>>>

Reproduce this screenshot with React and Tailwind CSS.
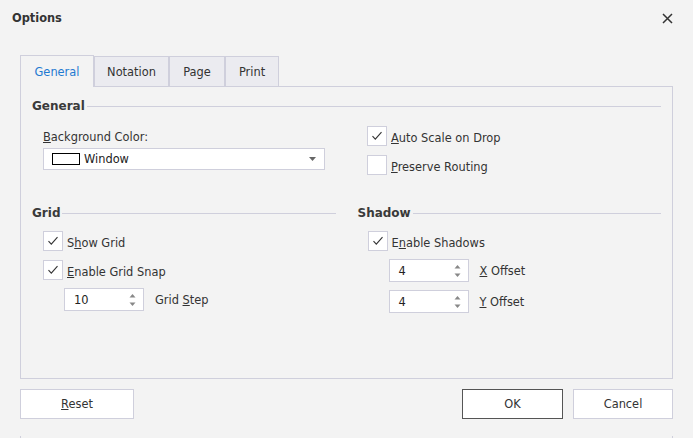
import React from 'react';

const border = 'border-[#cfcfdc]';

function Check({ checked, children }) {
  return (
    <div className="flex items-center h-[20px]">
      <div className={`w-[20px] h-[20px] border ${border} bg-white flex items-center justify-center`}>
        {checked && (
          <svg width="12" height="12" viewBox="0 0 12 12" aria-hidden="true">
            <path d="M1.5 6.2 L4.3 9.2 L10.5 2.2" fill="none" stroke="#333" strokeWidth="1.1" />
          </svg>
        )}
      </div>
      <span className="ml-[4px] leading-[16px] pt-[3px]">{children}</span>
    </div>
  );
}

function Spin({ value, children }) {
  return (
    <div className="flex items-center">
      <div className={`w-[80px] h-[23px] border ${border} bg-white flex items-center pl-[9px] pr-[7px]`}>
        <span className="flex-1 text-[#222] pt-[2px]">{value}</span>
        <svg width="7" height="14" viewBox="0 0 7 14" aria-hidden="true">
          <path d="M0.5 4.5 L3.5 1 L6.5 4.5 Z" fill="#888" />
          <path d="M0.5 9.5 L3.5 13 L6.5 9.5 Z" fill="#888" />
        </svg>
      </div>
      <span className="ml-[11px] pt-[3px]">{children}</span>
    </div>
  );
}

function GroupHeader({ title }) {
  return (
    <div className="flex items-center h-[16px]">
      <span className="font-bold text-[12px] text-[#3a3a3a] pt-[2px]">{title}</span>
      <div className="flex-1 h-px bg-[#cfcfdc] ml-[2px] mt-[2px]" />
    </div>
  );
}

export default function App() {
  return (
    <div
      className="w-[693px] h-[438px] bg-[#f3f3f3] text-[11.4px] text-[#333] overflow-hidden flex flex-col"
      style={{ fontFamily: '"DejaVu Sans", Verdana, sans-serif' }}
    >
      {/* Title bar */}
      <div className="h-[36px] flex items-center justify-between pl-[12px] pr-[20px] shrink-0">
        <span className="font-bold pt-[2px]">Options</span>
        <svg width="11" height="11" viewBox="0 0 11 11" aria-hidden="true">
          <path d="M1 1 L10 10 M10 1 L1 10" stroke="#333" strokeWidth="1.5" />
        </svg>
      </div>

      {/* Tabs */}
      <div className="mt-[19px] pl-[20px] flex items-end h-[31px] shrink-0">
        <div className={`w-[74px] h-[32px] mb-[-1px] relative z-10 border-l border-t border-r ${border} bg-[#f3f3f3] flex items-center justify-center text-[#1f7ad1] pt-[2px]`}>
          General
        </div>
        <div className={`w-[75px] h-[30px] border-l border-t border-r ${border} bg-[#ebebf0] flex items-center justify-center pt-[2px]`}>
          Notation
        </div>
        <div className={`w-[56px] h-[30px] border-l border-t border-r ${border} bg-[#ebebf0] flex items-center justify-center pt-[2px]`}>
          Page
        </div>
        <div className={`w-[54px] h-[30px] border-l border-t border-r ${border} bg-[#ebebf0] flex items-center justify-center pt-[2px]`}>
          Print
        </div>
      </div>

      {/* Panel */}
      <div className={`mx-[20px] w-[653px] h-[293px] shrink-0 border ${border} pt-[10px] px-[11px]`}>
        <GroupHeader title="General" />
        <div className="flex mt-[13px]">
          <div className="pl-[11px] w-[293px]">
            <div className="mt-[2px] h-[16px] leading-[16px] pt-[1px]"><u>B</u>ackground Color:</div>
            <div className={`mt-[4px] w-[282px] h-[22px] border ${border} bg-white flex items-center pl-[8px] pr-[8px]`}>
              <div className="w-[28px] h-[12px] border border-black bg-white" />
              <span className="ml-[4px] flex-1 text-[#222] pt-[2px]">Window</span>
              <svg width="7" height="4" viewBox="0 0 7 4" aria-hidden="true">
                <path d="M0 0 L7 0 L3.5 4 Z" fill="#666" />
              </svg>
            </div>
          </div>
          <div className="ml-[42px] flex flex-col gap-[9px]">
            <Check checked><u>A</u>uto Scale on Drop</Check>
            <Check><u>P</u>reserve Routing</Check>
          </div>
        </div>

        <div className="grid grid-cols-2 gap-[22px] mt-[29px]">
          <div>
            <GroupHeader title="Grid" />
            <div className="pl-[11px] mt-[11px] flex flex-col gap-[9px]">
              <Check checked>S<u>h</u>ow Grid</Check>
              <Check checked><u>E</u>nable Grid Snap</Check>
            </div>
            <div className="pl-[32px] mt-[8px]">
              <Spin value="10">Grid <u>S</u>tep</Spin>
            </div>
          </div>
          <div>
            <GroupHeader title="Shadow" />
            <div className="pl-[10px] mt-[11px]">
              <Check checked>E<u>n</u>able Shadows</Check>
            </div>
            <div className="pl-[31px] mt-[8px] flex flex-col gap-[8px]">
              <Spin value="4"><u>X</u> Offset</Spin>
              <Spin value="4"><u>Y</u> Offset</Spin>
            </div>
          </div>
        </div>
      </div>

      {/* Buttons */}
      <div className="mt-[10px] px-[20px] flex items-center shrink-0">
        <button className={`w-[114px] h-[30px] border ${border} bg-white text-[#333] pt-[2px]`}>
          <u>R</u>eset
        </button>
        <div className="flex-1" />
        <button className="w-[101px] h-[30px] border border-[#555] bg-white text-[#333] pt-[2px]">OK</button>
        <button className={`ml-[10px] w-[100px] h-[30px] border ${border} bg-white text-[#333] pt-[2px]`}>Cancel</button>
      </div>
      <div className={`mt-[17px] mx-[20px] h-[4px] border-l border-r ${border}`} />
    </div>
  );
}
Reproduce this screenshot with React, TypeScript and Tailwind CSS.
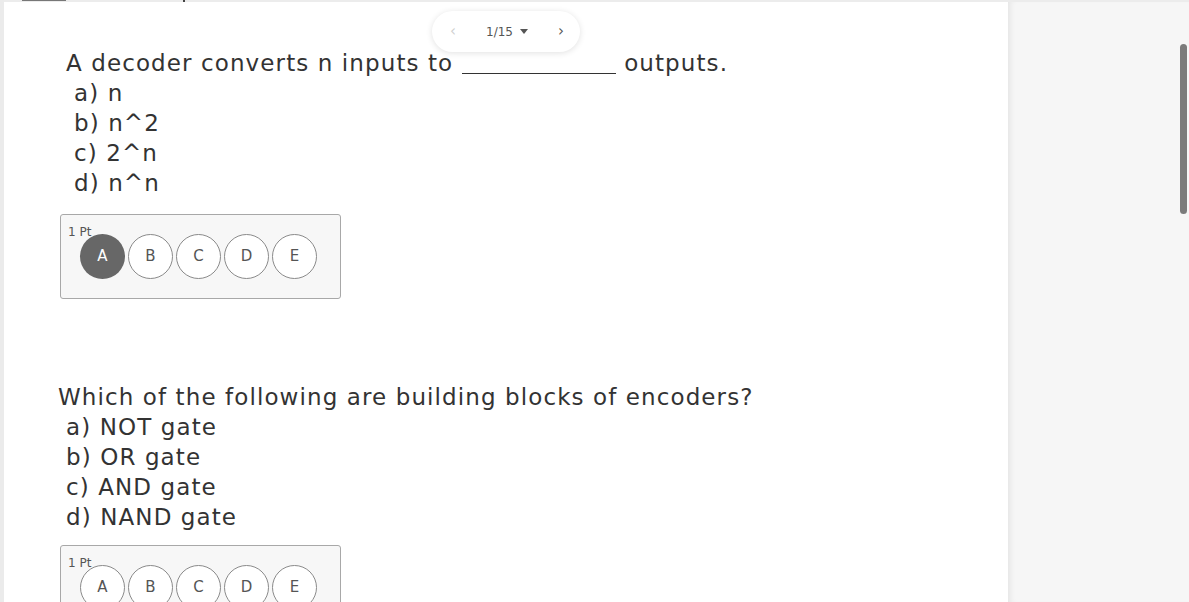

<<<

**Written instruction**
Output the entries above exactly. Drop the pictures.

**Response to the task**
Reproduce this screenshot with React and Tailwind CSS.
import React from 'react';

const border = 'border-[#cfcfdc]';

function Check({ checked, children }) {
  return (
    <div className="flex items-center h-[20px]">
      <div className={`w-[20px] h-[20px] border ${border} bg-white flex items-center justify-center`}>
        {checked && (
          <svg width="12" height="12" viewBox="0 0 12 12" aria-hidden="true">
            <path d="M1.5 6.2 L4.3 9.2 L10.5 2.2" fill="none" stroke="#333" strokeWidth="1.1" />
          </svg>
        )}
      </div>
      <span className="ml-[4px] leading-[16px] pt-[3px]">{children}</span>
    </div>
  );
}

function Spin({ value, children }) {
  return (
    <div className="flex items-center">
      <div className={`w-[80px] h-[23px] border ${border} bg-white flex items-center pl-[9px] pr-[7px]`}>
        <span className="flex-1 text-[#222] pt-[2px]">{value}</span>
        <svg width="7" height="14" viewBox="0 0 7 14" aria-hidden="true">
          <path d="M0.5 4.5 L3.5 1 L6.5 4.5 Z" fill="#888" />
          <path d="M0.5 9.5 L3.5 13 L6.5 9.5 Z" fill="#888" />
        </svg>
      </div>
      <span className="ml-[11px] pt-[3px]">{children}</span>
    </div>
  );
}

function GroupHeader({ title }) {
  return (
    <div className="flex items-center h-[16px]">
      <span className="font-bold text-[12px] text-[#3a3a3a] pt-[2px]">{title}</span>
      <div className="flex-1 h-px bg-[#cfcfdc] ml-[2px] mt-[2px]" />
    </div>
  );
}

export default function App() {
  return (
    <div
      className="w-[693px] h-[438px] bg-[#f3f3f3] text-[11.4px] text-[#333] overflow-hidden flex flex-col"
      style={{ fontFamily: '"DejaVu Sans", Verdana, sans-serif' }}
    >
      {/* Title bar */}
      <div className="h-[36px] flex items-center justify-between pl-[12px] pr-[20px] shrink-0">
        <span className="font-bold pt-[2px]">Options</span>
        <svg width="11" height="11" viewBox="0 0 11 11" aria-hidden="true">
          <path d="M1 1 L10 10 M10 1 L1 10" stroke="#333" strokeWidth="1.5" />
        </svg>
      </div>

      {/* Tabs */}
      <div className="mt-[19px] pl-[20px] flex items-end h-[31px] shrink-0">
        <div className={`w-[74px] h-[32px] mb-[-1px] relative z-10 border-l border-t border-r ${border} bg-[#f3f3f3] flex items-center justify-center text-[#1f7ad1] pt-[2px]`}>
          General
        </div>
        <div className={`w-[75px] h-[30px] border-l border-t border-r ${border} bg-[#ebebf0] flex items-center justify-center pt-[2px]`}>
          Notation
        </div>
        <div className={`w-[56px] h-[30px] border-l border-t border-r ${border} bg-[#ebebf0] flex items-center justify-center pt-[2px]`}>
          Page
        </div>
        <div className={`w-[54px] h-[30px] border-l border-t border-r ${border} bg-[#ebebf0] flex items-center justify-center pt-[2px]`}>
          Print
        </div>
      </div>

      {/* Panel */}
      <div className={`mx-[20px] w-[653px] h-[293px] shrink-0 border ${border} pt-[10px] px-[11px]`}>
        <GroupHeader title="General" />
        <div className="flex mt-[13px]">
          <div className="pl-[11px] w-[293px]">
            <div className="mt-[2px] h-[16px] leading-[16px] pt-[1px]"><u>B</u>ackground Color:</div>
            <div className={`mt-[4px] w-[282px] h-[22px] border ${border} bg-white flex items-center pl-[8px] pr-[8px]`}>
              <div className="w-[28px] h-[12px] border border-black bg-white" />
              <span className="ml-[4px] flex-1 text-[#222] pt-[2px]">Window</span>
              <svg width="7" height="4" viewBox="0 0 7 4" aria-hidden="true">
                <path d="M0 0 L7 0 L3.5 4 Z" fill="#666" />
              </svg>
            </div>
          </div>
          <div className="ml-[42px] flex flex-col gap-[9px]">
            <Check checked><u>A</u>uto Scale on Drop</Check>
            <Check><u>P</u>reserve Routing</Check>
          </div>
        </div>

        <div className="grid grid-cols-2 gap-[22px] mt-[29px]">
          <div>
            <GroupHeader title="Grid" />
            <div className="pl-[11px] mt-[11px] flex flex-col gap-[9px]">
              <Check checked>S<u>h</u>ow Grid</Check>
              <Check checked><u>E</u>nable Grid Snap</Check>
            </div>
            <div className="pl-[32px] mt-[8px]">
              <Spin value="10">Grid <u>S</u>tep</Spin>
            </div>
          </div>
          <div>
            <GroupHeader title="Shadow" />
            <div className="pl-[10px] mt-[11px]">
              <Check checked>E<u>n</u>able Shadows</Check>
            </div>
            <div className="pl-[31px] mt-[8px] flex flex-col gap-[8px]">
              <Spin value="4"><u>X</u> Offset</Spin>
              <Spin value="4"><u>Y</u> Offset</Spin>
            </div>
          </div>
        </div>
      </div>

      {/* Buttons */}
      <div className="mt-[10px] px-[20px] flex items-center shrink-0">
        <button className={`w-[114px] h-[30px] border ${border} bg-white text-[#333] pt-[2px]`}>
          <u>R</u>eset
        </button>
        <div className="flex-1" />
        <button className="w-[101px] h-[30px] border border-[#555] bg-white text-[#333] pt-[2px]">OK</button>
        <button className={`ml-[10px] w-[100px] h-[30px] border ${border} bg-white text-[#333] pt-[2px]`}>Cancel</button>
      </div>
      <div className={`mt-[17px] mx-[20px] h-[4px] border-l border-r ${border}`} />
    </div>
  );
}
Reproduce this screenshot with React, TypeScript and Tailwind CSS.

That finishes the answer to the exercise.